— start of Source records —
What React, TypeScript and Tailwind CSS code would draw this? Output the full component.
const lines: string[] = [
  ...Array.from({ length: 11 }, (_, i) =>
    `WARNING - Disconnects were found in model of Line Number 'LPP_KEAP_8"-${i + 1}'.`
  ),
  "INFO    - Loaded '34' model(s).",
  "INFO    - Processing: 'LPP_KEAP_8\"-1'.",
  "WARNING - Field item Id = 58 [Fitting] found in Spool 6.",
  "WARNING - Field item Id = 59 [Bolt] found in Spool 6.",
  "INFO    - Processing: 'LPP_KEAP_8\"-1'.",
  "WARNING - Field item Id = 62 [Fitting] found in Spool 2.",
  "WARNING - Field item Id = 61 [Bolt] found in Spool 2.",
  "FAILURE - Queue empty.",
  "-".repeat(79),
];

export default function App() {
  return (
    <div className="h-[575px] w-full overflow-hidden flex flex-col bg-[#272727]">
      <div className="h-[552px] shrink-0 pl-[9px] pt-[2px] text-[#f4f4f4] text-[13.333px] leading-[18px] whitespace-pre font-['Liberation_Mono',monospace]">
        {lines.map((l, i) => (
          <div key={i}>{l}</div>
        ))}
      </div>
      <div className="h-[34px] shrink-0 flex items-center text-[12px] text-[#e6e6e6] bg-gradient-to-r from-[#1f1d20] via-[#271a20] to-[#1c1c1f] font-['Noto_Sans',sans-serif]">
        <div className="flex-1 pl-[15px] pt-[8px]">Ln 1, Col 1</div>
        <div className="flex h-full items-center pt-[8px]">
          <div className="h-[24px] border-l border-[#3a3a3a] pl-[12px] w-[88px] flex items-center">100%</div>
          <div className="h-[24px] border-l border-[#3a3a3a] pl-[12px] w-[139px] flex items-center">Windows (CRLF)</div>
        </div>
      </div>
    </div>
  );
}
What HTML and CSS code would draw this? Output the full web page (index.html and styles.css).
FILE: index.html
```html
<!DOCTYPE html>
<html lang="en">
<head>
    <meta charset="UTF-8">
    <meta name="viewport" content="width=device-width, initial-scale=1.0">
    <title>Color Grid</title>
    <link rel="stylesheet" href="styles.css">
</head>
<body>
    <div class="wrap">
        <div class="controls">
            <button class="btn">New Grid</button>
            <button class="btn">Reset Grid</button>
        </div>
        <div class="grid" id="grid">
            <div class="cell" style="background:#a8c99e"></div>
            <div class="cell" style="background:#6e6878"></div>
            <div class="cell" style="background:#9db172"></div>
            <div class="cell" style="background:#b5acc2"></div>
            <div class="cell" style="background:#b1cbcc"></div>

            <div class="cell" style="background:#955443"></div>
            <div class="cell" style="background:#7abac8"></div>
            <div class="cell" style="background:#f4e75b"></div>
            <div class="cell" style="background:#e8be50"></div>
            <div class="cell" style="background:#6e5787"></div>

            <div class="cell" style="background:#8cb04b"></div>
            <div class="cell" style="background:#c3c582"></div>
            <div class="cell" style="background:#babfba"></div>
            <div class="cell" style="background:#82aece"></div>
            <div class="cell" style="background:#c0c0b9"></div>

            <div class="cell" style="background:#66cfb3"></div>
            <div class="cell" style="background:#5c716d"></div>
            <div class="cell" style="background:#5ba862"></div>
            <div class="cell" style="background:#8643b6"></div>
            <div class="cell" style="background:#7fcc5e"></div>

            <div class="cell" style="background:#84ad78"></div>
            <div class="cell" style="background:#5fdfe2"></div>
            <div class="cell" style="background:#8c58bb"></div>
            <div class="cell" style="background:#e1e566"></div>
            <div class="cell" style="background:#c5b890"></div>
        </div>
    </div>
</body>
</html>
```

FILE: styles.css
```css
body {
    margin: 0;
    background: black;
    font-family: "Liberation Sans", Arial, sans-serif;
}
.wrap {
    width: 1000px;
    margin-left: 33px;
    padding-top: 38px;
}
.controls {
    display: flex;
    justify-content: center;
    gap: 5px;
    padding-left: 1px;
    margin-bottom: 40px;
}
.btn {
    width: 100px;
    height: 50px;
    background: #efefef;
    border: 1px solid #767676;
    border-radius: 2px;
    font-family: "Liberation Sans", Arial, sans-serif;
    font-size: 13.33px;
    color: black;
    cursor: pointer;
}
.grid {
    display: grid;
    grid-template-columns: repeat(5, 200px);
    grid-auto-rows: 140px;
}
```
— end of Source records —
The records above must be output exactly, in full.

# Task result
What React, TypeScript and Tailwind CSS code would draw this? Output the full component.
const lines: string[] = [
  ...Array.from({ length: 11 }, (_, i) =>
    `WARNING - Disconnects were found in model of Line Number 'LPP_KEAP_8"-${i + 1}'.`
  ),
  "INFO    - Loaded '34' model(s).",
  "INFO    - Processing: 'LPP_KEAP_8\"-1'.",
  "WARNING - Field item Id = 58 [Fitting] found in Spool 6.",
  "WARNING - Field item Id = 59 [Bolt] found in Spool 6.",
  "INFO    - Processing: 'LPP_KEAP_8\"-1'.",
  "WARNING - Field item Id = 62 [Fitting] found in Spool 2.",
  "WARNING - Field item Id = 61 [Bolt] found in Spool 2.",
  "FAILURE - Queue empty.",
  "-".repeat(79),
];

export default function App() {
  return (
    <div className="h-[575px] w-full overflow-hidden flex flex-col bg-[#272727]">
      <div className="h-[552px] shrink-0 pl-[9px] pt-[2px] text-[#f4f4f4] text-[13.333px] leading-[18px] whitespace-pre font-['Liberation_Mono',monospace]">
        {lines.map((l, i) => (
          <div key={i}>{l}</div>
        ))}
      </div>
      <div className="h-[34px] shrink-0 flex items-center text-[12px] text-[#e6e6e6] bg-gradient-to-r from-[#1f1d20] via-[#271a20] to-[#1c1c1f] font-['Noto_Sans',sans-serif]">
        <div className="flex-1 pl-[15px] pt-[8px]">Ln 1, Col 1</div>
        <div className="flex h-full items-center pt-[8px]">
          <div className="h-[24px] border-l border-[#3a3a3a] pl-[12px] w-[88px] flex items-center">100%</div>
          <div className="h-[24px] border-l border-[#3a3a3a] pl-[12px] w-[139px] flex items-center">Windows (CRLF)</div>
        </div>
      </div>
    </div>
  );
}
What HTML and CSS code would draw this? Output the full web page (index.html and styles.css).
FILE: index.html
```html
<!DOCTYPE html>
<html lang="en">
<head>
    <meta charset="UTF-8">
    <meta name="viewport" content="width=device-width, initial-scale=1.0">
    <title>Color Grid</title>
    <link rel="stylesheet" href="styles.css">
</head>
<body>
    <div class="wrap">
        <div class="controls">
            <button class="btn">New Grid</button>
            <button class="btn">Reset Grid</button>
        </div>
        <div class="grid" id="grid">
            <div class="cell" style="background:#a8c99e"></div>
            <div class="cell" style="background:#6e6878"></div>
            <div class="cell" style="background:#9db172"></div>
            <div class="cell" style="background:#b5acc2"></div>
            <div class="cell" style="background:#b1cbcc"></div>

            <div class="cell" style="background:#955443"></div>
            <div class="cell" style="background:#7abac8"></div>
            <div class="cell" style="background:#f4e75b"></div>
            <div class="cell" style="background:#e8be50"></div>
            <div class="cell" style="background:#6e5787"></div>

            <div class="cell" style="background:#8cb04b"></div>
            <div class="cell" style="background:#c3c582"></div>
            <div class="cell" style="background:#babfba"></div>
            <div class="cell" style="background:#82aece"></div>
            <div class="cell" style="background:#c0c0b9"></div>

            <div class="cell" style="background:#66cfb3"></div>
            <div class="cell" style="background:#5c716d"></div>
            <div class="cell" style="background:#5ba862"></div>
            <div class="cell" style="background:#8643b6"></div>
            <div class="cell" style="background:#7fcc5e"></div>

            <div class="cell" style="background:#84ad78"></div>
            <div class="cell" style="background:#5fdfe2"></div>
            <div class="cell" style="background:#8c58bb"></div>
            <div class="cell" style="background:#e1e566"></div>
            <div class="cell" style="background:#c5b890"></div>
        </div>
    </div>
</body>
</html>
```

FILE: styles.css
```css
body {
    margin: 0;
    background: black;
    font-family: "Liberation Sans", Arial, sans-serif;
}
.wrap {
    width: 1000px;
    margin-left: 33px;
    padding-top: 38px;
}
.controls {
    display: flex;
    justify-content: center;
    gap: 5px;
    padding-left: 1px;
    margin-bottom: 40px;
}
.btn {
    width: 100px;
    height: 50px;
    background: #efefef;
    border: 1px solid #767676;
    border-radius: 2px;
    font-family: "Liberation Sans", Arial, sans-serif;
    font-size: 13.33px;
    color: black;
    cursor: pointer;
}
.grid {
    display: grid;
    grid-template-columns: repeat(5, 200px);
    grid-auto-rows: 140px;
}
```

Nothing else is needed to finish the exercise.